What’s your first food memory?
No one’s ever asked me that before and you actually just gave me a chill. It’s a snack my mother would make: green apples, cut thin, soaked in lemon water so they wouldn’t get brown and then she’d put a slick of a firmer cheese or a really creamy Havarti. I love it to this day.
Unlike the first two seasons, you guys filmed Queer Eye season three after the show had already blown up and found this huge following. What were some of the challenges that came with that?
I received a lot of feedback from fans—“haters,” if you will—for the simplicity of some of dishes. When I went into this season, I had all these ambitious, super complicated ideas. Then the execs sort of came down on me like, “Antoni, this isn’t about you. It’s about helping these helping these people, and they’re not going to replicating these kinds of meals. It’s not the essence of the show.” I was really glad they had a come to Jesus talk with me because it was basically a reminder that I had to keep on doing what I was doing and it wasn’t about my ego.
You all do so much emotional labour on Queer Eye.

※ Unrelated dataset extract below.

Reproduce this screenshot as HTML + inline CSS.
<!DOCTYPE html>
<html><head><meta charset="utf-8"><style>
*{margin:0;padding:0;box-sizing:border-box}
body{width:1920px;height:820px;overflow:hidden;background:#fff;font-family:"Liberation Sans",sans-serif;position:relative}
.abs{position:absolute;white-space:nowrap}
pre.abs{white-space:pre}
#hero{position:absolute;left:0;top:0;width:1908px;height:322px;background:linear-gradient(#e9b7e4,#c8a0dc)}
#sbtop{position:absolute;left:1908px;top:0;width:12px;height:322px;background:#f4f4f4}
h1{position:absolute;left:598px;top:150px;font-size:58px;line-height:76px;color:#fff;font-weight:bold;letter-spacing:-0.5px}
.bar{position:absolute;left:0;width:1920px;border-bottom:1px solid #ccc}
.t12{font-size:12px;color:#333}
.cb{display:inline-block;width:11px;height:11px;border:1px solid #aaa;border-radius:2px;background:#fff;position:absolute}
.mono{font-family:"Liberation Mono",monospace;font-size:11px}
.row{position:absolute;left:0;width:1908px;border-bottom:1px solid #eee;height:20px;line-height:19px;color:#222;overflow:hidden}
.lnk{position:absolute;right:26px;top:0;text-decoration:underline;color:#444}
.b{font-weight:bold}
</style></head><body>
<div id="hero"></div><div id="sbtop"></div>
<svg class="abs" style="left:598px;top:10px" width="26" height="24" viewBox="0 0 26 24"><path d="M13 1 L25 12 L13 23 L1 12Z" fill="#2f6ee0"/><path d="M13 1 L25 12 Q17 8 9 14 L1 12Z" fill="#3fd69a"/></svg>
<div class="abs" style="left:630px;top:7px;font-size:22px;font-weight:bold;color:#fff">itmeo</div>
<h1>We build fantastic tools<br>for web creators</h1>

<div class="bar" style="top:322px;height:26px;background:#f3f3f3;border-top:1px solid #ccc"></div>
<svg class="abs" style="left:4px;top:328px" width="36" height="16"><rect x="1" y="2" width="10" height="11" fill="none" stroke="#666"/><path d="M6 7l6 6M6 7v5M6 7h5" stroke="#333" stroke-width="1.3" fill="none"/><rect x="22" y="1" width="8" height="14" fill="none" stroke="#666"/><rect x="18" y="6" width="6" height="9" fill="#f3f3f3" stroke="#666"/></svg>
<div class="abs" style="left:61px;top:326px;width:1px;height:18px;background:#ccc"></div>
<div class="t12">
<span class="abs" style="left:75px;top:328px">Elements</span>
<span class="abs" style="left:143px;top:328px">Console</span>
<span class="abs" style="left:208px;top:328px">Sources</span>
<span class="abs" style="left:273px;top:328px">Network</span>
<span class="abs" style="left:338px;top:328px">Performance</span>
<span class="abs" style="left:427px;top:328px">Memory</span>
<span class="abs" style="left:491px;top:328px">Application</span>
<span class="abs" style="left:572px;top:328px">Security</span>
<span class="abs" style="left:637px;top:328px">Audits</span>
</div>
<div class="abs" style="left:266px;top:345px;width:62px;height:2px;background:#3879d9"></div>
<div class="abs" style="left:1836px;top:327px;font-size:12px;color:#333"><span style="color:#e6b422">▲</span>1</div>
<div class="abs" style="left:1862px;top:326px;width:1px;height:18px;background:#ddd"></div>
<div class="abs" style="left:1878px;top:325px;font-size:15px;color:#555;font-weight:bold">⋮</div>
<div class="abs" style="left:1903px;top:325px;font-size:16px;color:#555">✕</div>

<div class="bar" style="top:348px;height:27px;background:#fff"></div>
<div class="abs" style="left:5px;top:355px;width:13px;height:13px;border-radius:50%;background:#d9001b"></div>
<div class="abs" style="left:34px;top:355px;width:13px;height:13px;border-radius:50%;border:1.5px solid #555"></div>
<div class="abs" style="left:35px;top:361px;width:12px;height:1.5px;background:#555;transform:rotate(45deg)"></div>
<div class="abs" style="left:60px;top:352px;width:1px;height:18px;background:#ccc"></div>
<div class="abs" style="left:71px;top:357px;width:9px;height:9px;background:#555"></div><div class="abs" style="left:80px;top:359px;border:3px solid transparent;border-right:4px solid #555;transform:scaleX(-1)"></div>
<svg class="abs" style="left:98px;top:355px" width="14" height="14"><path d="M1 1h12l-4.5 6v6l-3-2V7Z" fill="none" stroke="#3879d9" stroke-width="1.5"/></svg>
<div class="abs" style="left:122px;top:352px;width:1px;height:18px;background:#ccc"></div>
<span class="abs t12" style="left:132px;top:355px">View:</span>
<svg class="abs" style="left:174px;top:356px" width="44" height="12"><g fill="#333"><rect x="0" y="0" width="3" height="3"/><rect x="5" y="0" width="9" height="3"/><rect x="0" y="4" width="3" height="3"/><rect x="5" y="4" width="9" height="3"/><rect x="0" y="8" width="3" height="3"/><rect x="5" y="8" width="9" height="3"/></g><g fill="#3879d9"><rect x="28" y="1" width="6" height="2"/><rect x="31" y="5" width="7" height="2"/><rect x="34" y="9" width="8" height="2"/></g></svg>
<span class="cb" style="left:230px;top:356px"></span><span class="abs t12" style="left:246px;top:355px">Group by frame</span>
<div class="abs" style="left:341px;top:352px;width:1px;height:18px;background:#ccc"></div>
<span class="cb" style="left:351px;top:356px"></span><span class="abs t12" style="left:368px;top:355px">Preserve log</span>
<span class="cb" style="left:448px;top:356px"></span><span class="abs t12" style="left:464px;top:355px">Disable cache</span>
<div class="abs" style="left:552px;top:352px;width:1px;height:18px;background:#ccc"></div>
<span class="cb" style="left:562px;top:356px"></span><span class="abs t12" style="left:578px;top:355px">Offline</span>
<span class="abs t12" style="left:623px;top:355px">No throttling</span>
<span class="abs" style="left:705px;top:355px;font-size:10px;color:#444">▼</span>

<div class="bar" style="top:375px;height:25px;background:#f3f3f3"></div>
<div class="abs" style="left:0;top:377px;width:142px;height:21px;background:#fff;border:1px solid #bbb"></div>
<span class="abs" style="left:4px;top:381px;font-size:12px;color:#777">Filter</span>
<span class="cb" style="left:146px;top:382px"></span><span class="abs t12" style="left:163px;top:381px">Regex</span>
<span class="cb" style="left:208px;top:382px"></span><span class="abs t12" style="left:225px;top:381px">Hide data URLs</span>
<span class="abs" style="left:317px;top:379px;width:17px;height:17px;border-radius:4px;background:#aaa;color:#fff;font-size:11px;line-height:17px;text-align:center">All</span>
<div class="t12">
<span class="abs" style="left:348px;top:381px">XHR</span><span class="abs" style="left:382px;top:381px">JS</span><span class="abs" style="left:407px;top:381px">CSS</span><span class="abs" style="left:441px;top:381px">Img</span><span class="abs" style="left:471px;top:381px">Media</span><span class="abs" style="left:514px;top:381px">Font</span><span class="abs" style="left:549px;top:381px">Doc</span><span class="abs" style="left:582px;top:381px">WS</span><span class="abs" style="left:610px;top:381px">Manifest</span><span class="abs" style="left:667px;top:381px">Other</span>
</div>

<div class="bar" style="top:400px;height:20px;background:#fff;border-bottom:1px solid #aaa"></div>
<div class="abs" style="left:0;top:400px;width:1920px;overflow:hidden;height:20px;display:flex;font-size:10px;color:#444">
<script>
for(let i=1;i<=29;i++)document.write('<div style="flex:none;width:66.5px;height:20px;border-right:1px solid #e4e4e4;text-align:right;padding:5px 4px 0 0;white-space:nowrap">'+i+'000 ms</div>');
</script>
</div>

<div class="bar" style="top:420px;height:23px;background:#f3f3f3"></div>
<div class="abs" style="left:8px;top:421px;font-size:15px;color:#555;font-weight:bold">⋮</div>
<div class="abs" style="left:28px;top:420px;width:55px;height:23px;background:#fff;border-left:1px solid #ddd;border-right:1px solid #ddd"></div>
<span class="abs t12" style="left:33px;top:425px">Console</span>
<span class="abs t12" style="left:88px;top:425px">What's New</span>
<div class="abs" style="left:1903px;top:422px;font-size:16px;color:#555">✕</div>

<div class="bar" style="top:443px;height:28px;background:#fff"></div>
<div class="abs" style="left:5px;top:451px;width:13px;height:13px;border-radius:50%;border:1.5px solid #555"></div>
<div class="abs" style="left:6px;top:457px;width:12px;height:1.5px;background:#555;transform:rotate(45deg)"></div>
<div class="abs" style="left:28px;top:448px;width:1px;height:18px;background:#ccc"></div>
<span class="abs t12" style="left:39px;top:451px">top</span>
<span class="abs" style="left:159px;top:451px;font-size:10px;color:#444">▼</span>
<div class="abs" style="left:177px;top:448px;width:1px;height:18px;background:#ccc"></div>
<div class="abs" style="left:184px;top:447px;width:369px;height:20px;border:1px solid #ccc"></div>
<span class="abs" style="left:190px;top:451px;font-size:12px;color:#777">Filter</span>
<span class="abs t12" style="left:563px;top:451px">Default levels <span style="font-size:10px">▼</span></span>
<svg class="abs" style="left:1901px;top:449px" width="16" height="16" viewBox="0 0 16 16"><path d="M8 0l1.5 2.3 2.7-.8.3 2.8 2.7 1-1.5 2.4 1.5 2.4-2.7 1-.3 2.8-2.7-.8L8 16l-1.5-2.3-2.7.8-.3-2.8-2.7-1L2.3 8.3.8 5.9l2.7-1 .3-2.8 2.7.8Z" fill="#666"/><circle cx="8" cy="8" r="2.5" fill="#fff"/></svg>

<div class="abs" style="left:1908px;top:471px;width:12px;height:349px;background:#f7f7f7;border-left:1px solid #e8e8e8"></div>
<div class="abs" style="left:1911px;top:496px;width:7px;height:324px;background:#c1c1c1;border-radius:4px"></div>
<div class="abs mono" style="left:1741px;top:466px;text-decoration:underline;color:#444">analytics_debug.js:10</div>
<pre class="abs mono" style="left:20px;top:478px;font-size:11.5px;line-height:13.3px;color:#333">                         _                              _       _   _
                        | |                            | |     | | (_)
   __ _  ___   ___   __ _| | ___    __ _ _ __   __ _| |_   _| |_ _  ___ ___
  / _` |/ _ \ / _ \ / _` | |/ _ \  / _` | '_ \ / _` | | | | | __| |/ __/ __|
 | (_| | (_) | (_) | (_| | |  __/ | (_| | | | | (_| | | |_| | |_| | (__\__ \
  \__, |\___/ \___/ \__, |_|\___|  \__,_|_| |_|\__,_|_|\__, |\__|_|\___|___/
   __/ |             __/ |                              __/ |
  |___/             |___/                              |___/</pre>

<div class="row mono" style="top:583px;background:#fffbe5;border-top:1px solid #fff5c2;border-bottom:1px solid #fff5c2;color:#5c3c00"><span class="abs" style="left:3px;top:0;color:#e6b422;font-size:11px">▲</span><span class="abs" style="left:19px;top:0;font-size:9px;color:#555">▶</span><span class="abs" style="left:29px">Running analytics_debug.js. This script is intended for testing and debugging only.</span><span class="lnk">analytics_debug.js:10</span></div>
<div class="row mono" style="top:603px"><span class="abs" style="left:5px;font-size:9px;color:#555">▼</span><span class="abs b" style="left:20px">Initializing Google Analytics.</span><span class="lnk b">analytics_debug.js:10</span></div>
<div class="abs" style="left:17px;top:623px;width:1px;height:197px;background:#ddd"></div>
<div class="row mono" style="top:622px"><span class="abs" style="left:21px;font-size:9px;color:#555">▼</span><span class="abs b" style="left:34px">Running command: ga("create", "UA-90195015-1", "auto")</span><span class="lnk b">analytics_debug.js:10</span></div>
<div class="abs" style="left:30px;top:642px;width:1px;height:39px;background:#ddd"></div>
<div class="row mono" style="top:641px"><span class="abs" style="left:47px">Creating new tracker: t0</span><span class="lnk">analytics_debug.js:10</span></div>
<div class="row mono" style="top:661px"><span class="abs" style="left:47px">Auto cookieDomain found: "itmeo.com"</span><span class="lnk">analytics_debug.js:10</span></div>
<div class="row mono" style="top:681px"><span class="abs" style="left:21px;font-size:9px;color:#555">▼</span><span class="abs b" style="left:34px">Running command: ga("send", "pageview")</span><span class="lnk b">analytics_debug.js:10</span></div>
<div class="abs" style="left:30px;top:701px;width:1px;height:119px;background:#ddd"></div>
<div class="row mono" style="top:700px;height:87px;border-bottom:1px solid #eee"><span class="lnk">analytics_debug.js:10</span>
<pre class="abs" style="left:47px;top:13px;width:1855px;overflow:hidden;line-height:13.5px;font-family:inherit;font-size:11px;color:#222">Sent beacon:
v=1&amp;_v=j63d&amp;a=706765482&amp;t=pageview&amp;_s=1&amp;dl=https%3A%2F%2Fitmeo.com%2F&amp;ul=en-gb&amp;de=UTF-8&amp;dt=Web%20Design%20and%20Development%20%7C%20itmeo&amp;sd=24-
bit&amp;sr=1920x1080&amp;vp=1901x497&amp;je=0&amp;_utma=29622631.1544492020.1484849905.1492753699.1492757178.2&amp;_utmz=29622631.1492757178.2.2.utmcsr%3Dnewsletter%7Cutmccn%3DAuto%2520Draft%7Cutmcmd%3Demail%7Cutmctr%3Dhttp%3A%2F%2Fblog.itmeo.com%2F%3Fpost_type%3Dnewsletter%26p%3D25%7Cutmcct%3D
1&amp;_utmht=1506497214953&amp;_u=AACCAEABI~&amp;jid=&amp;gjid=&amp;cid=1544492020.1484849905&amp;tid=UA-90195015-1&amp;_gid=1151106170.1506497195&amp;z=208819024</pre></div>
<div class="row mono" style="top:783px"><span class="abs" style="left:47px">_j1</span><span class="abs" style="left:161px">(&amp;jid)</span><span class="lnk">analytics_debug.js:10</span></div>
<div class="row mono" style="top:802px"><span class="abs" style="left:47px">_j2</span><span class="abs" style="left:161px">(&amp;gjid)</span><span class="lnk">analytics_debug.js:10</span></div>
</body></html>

How do you take care of yourself so that it’s not too draining?
The end of the week is always really rough because I get really close with people. I love people and I’ve always loved connecting with them. It’s hard saying goodbye because we become so in their lives over this short period of time and they open up to us so much. Tan [France] always knows when it’s time to go for Indian food, or to go get, like, queso at a Mexican restaurant, or I’ll cook. But he knows we need to spend time together. We call it “landing” because we’re coming from this very high emotional, almost manic, state and we have to land be with ourselves.
What’s your personal self-care routine?
Lush does these amazing little bath bombs that I love. I’ll also light a candle and have a whole nighttime skincare regimen that’s less about the products, but just more about having 10 minutes with myself. So I’ll apply lotions and listen to, like, Maggie Rogers or Miles Davis. Then I have this lavender pillow spray that I’ll use and it helps me sleep eight hours.
Shooting the show, you spend a lot of time in the car. What’s on the playlist?
We play a lot of Céline Dion in the mornings. If Jonathan [Van Ness] is feeling particularly something with his outfit, then it’s a lot of Nicki Minaj. I love Kid Cudi. For Tan it’ll be a lot Adele in the afternoons, especially when it’s raining—he likes to lean into the moodiness of it all. We all give each other time to play music, we’re actually very good at that even though we’re opinionated and have different tastes.
What accessories do you always have to have when you travel?
I have my nighttime spray from Ren, which is really awesome. Malin+Goetz has an awesome body moisturizer—I never moisturize anything but when I come off a plane I get dry AF and I have to do, like, a full body moisturizer before I go t sleep. I love any and all face masks. And the one thing I travel with all the time—my best friend and agent made fun of me for this—is a candle. I bring it to the hotel because I want it to smell like my home.
What’s the scent?
Right now, it’s a small-sized Byredo candle—Apocalyptic.